Question

#1) Use CFSE to reason why the inverse and spinel structure is energetically favored.?

Answer 1

Normal vs. inverse spinel structure. For transition metal oxide spinels, the choice of the normal vs. inverse spinel structure is driven primarily by the crystal field stabilization energy (CFSE) of ions in the tetrahedral and octahedral sites. For spinels that contain 3d elements such as Cr, Mn, Fe, Co, and Ni, the electron configuration is typically high spin because O^2- is a weak field ligand.

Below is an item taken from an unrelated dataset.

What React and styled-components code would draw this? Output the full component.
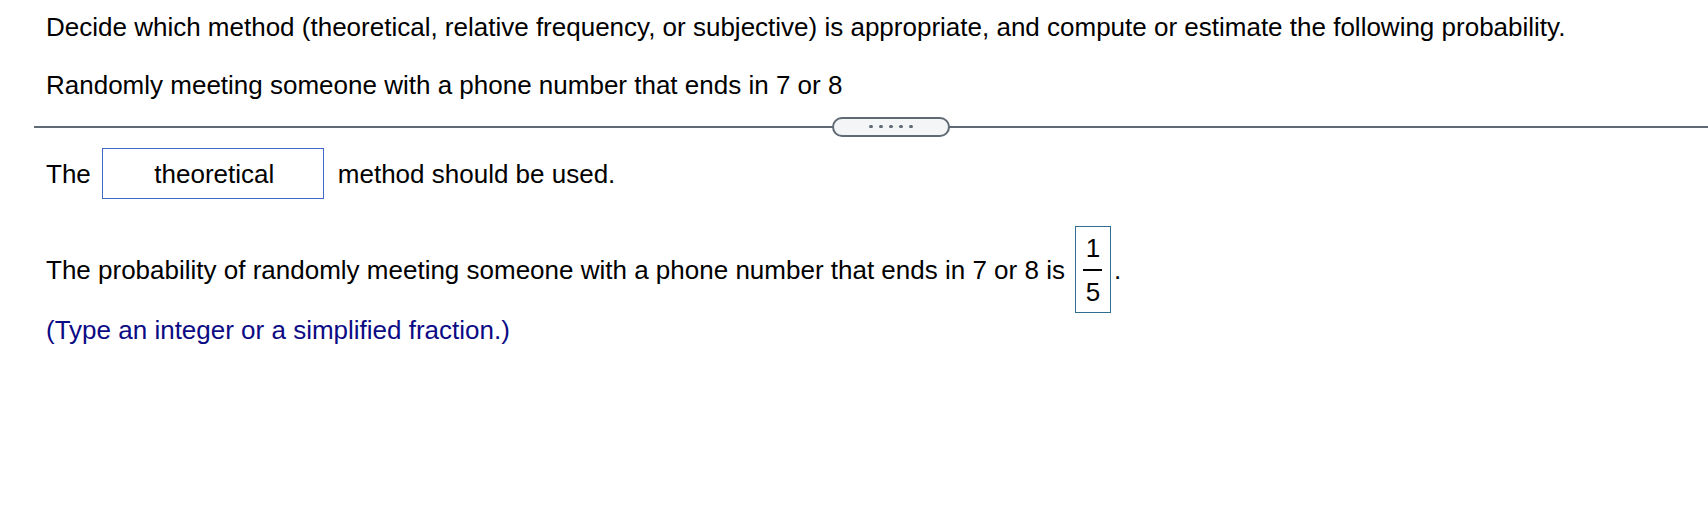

As an example, we can consider magnetite, Fe₃O₄. This compound contains one Fe²⁺ and two Fe³⁺ ions per formula unit, so we could formulate it as a normal spinel, Fe²⁺(Fe³⁺)₂O₄, or as an inverse spinel, Fe³⁺(Fe²⁺Fe³⁺)O₄. Which one would have the lowest energy?

d-orbital energy diagram for Fe²⁺

First we consider the crystal field energy of the Fe²⁺ ion, which is d⁶. Comparing the tetrahedral and high spin octahedral diagrams, we find that the CFSE in an octahedral field of O^2- ions is [(4)(2/5) - (2)(3/5)]Δ_o - P = 0.4 Δ_o - P. In thetetrahedral field, the CFSE is [(3)(3/5) - (3)(2/5)]Δ_t - P = 0.6 Δ_t - P. Since Δ_o is about 2.25 times larger than Δ_t, the octahedral arrangement has a larger CFSE and is preferred for Fe²⁺.

d-orbital energy diagram for Fe³⁺

In contrast, it is easy to show that Fe³⁺, which is d⁵, would have a CFSE of zero in either the octahedral or tetrahedral geometry. This means that Fe²⁺ has a preference for the octahedral site, but Fe³⁺ has no preference. Consequently, we place Fe²⁺ on octahedral sites and Fe₃O₄ is an inverse spinel, Fe³⁺(Fe²⁺Fe³⁺)O₄.